The so-called P3 contract is expected to be the largest in city history, and last month the city announced it had delayed the next major deadline in the solicitation until April 12. The original deadline for that step, which involves having potential bidders submit their qualifications to HART and the city, was Dec. 21.
The city also has delayed the projected date for awarding the huge P3 contract from Sept. 30 to Oct. 30.
The consultants who are overseeing development of the Honolulu rail line on behalf of the Federal Transit Administration have repeatedly expressed concern about delays in awarding the contract for that last segment of rail through the city center, warning that continued slippage in the schedule will force delays in opening the 20-mile line.
Hill International Inc., which oversees the rail project for the FTA, has warned that the city has only about a year of “float” time, or schedule cushion, to accommodate delays if HART is to meet its goal of opening the 20-mile line by its target date of December 2025.
According to Hill, the city used up about 50 days of that cushion last year as it sought approval from the HART board of directors for the new P3 procurement strategy. HART hopes to make up that time later in the process.
The first part of the two-step P3 solicitation requires that all interested companies submit their qualifications so a panel made up of HART and city officials can select the top three candidates, who will then advance into the second phase of the request-for-proposals process.
HART CEO Andrew Robbins said “more than one” potential bidder asked the city for extra time to prepare presentations of its qualifications, and “we’re trying to maximize competition here, so whenever possible, we try to accommodate the potential bidders.”
“The key thing is, we have enough room in our overall schedule that it’s not going to affect our projected opening of December 2025,” he said. “Bottom line is, these are intermediate dates, and it’s very common in these kinds of processes that they have to move a little bit.”
The city and HART also delayed release of the second phase of the request for proposals. The plan now is to issue the Phase 2 RFP to the top three P3 competitors on May 3; the original deadline was Jan. 25.
HART has earmarked $1 million that will be paid to the unsuccessful P3 bidders to compensate them for some of their costs of preparing proposals, a step Robbins has said is also designed to encourage competition. “It’s meant to partially compensate them,” he said. “These kinds of bids can be in the millions of dollars” to prepare.
However, Robbins said some of the potential bidders have asked the city to increase that amount, and the city is considering that request.
The city center portion of the rail line is the most complex and difficult piece of the project, and awarding a contract for it has been delayed for years.

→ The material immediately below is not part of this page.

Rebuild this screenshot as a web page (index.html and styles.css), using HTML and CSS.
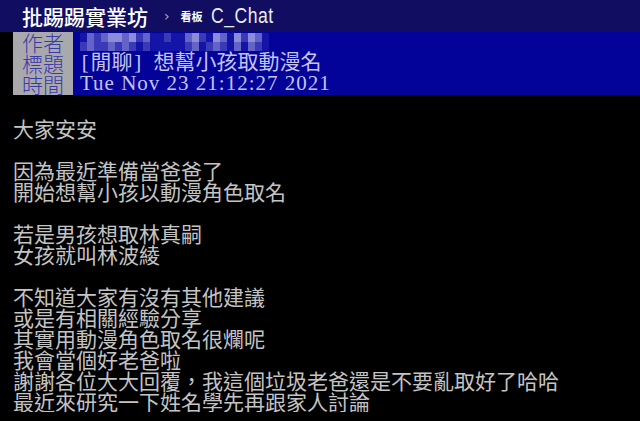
FILE: index.html
```html
<!DOCTYPE html>
<html lang="zh-Hant">
<head>
    <meta charset="UTF-8">
    <title>[閒聊] 想幫小孩取動漫名 - 看板 C_Chat - 批踢踢實業坊</title>
    <link rel="stylesheet" href="styles.css">
</head>
<body>
    <div class="topbar">
        <span class="site">批踢踢實業坊</span>
        <span class="sep">›</span>
        <span class="board-label">看板</span>
        <span class="board">C_Chat</span>
    </div>
    <div class="meta">
        <div class="labels">
            <div>作者</div>
            <div>標題</div>
            <div>時間</div>
        </div>
        <div class="values">
            <!-- 作者 ID 打碼 -->
            <div class="mosaic">
                <span class="m0"></span><span class="m2"></span><span class="m1"></span><span class="m2"></span><span class="m3"></span><span class="m3"></span><span class="m2"></span><span class="m3"></span><span class="m1"></span><span class="m2"></span><span class="m0"></span><span class="m0"></span><span class="m1"></span><span class="m0"></span><span class="m0"></span><span class="m2"></span><span class="m3"></span><span class="m1"></span><span class="m0"></span><span class="m3"></span><span class="m2"></span><span class="m0"></span><span class="m3"></span><span class="m1"></span><span class="m3"></span><span class="m2"></span><span class="m0"></span>
                <span class="m1"></span><span class="m2"></span><span class="m1"></span><span class="m1"></span><span class="m2"></span><span class="m1"></span><span class="m2"></span><span class="m1"></span><span class="m0"></span><span class="m1"></span><span class="m0"></span><span class="m0"></span><span class="m0"></span><span class="m0"></span><span class="m0"></span><span class="m1"></span><span class="m2"></span><span class="m0"></span><span class="m1"></span><span class="m2"></span><span class="m1"></span><span class="m0"></span><span class="m2"></span><span class="m0"></span><span class="m2"></span><span class="m1"></span><span class="m0"></span>
            </div>
            <div class="title"><span class="hw">[</span>閒聊<span class="hw">]</span><span class="hw"> </span>想幫小孩取動漫名</div>
            <div class="time">Tue Nov 23 21:12:27 2021</div>
        </div>
    </div>
    <div class="content">
        <p>大家安安</p>
        <p>&nbsp;</p>
        <p>因為最近準備當爸爸了</p>
        <p>開始想幫小孩以動漫角色取名</p>
        <p>&nbsp;</p>
        <p>若是男孩想取林真嗣</p>
        <p>女孩就叫林波綾</p>
        <p>&nbsp;</p>
        <p>不知道大家有沒有其他建議</p>
        <p>或是有相關經驗分享</p>
        <p>其實用動漫角色取名很爛呢</p>
        <p>我會當個好老爸啦</p>
        <p>謝謝各位大大回覆，我這個垃圾老爸還是不要亂取好了哈哈</p>
        <p>最近來研究一下姓名學先再跟家人討論</p>
    </div>
</body>
</html>
```

FILE: styles.css
```css
body {
    background: #000;
    margin: 0;
    padding: 0;
    font-family: "Noto Sans CJK TC", sans-serif;
    overflow: hidden;
}
.topbar {
    height: 32px;
    background: #110e62;
    display: flex;
    align-items: center;
    padding-left: 22px;
    color: #fff;
}
.site {
    font-size: 21px;
    font-weight: 500;
}
.sep {
    font-family: "DejaVu Sans", sans-serif;
    font-size: 14px;
    color: #a8a8d0;
    margin-left: 16px;
}
.board-label {
    font-size: 11px;
    font-weight: 700;
    margin-left: 11px;
}
.board {
    display: inline-block;
    font-family: "Liberation Sans", sans-serif;
    font-size: 22px;
    letter-spacing: 0.6px;
    margin-left: 8px;
    color: #ececec;
    transform: scaleX(0.8);
    transform-origin: left center;
}
.meta {
    margin-left: 13px;
    height: 63px;
    background: #03039a;
    display: flex;
}
.labels {
    width: 60px;
    background: #a9a9ad;
    color: #3a3aa6;
    font-size: 21px;
    line-height: 21px;
    font-weight: 300;
    text-align: center;
}
.values {
    padding-left: 7px;
    color: #c4c4ee;
    font-size: 21px;
    line-height: 21px;
}
.mosaic {
    display: grid;
    grid-template-columns: repeat(27, 7px);
    grid-auto-rows: 9px;
    height: 19px;
    padding-top: 1px;
}
.m0 { background: #1414a6; }
.m1 { background: #3a3ab8; }
.m2 { background: #6464c8; }
.m3 { background: #8c8cd8; }
.title {
    font-family: "Liberation Serif", "Noto Sans CJK TC", serif;
    white-space: pre;
}
.hw {
    display: inline-block;
    width: 10.5px;
    text-align: center;
}
.time {
    font-family: "Liberation Serif", serif;
    letter-spacing: 1px;
}
.content {
    padding: 23px 13px 0;
    color: #c4c4c4;
    font-size: 21px;
    line-height: 21px;
}
.content p {
    margin: 0;
    white-space: nowrap;
}
```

HART originally solicited proposals for developing the city center portion of the rail line in 2015, but canceled that procurement in August 2017 after the project ran short of funding and encountered other problems. State lawmakers then approved a $2.4 billion financial bailout of the rail project later that year.
Last fall the HART board approved the new P3 plan to restart the solicitation to find a developer to build the 4.16 miles of rail line and eight stations from Middle Street to Ala Moana Center. That new plan also would require the developer to build a 1,600-stall parking garage and transit center at Pearl Highlands.

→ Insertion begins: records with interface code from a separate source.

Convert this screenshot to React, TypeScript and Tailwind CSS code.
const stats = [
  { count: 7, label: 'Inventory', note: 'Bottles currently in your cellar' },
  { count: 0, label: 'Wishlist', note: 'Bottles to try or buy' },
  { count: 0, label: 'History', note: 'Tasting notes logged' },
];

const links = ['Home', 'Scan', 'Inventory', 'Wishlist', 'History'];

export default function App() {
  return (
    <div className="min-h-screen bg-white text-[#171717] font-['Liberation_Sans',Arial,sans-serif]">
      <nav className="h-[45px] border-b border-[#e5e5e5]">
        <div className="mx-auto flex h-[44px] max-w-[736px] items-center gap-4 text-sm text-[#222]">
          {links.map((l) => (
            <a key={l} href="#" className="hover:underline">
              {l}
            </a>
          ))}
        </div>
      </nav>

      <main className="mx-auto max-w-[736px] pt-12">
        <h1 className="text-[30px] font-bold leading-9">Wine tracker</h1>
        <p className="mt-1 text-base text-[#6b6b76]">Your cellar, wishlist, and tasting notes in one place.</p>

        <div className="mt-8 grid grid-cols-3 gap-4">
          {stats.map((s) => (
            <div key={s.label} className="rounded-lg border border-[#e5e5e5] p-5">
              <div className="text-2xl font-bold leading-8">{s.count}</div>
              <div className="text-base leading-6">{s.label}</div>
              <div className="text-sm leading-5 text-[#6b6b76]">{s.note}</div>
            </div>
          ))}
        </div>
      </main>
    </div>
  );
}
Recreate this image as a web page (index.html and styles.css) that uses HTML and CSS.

The construction component of the P3 contract alone is expected to cost the city about $1.4 billion, which would be financed by the contractor. The contractor also would be tasked with operating and maintaining the entire 20-mile rail line for 30 years at a cost to the city of between $127 million and $144 million per year.
Those operating costs will eventually amount to billions of dollars over the life of the contract, but the city has not yet identified exactly where that money will come from.
The P3 procurement process itself will be extremely complicated, and the decision to switch from a more traditional design-build construction strategy to a P3 contract in the middle of the project is “unique to HART,” according to the rail authority.
That is mostly because the project is nearly half built, and the P3 strategy is generally adopted at the outset.
In 2012 the city projected the entire rail line would be open by next year, but that schedule proved to be far off the mark. The FTA’s consultant now calculates there is only a 65 percent chance the project will be completed by September 2026.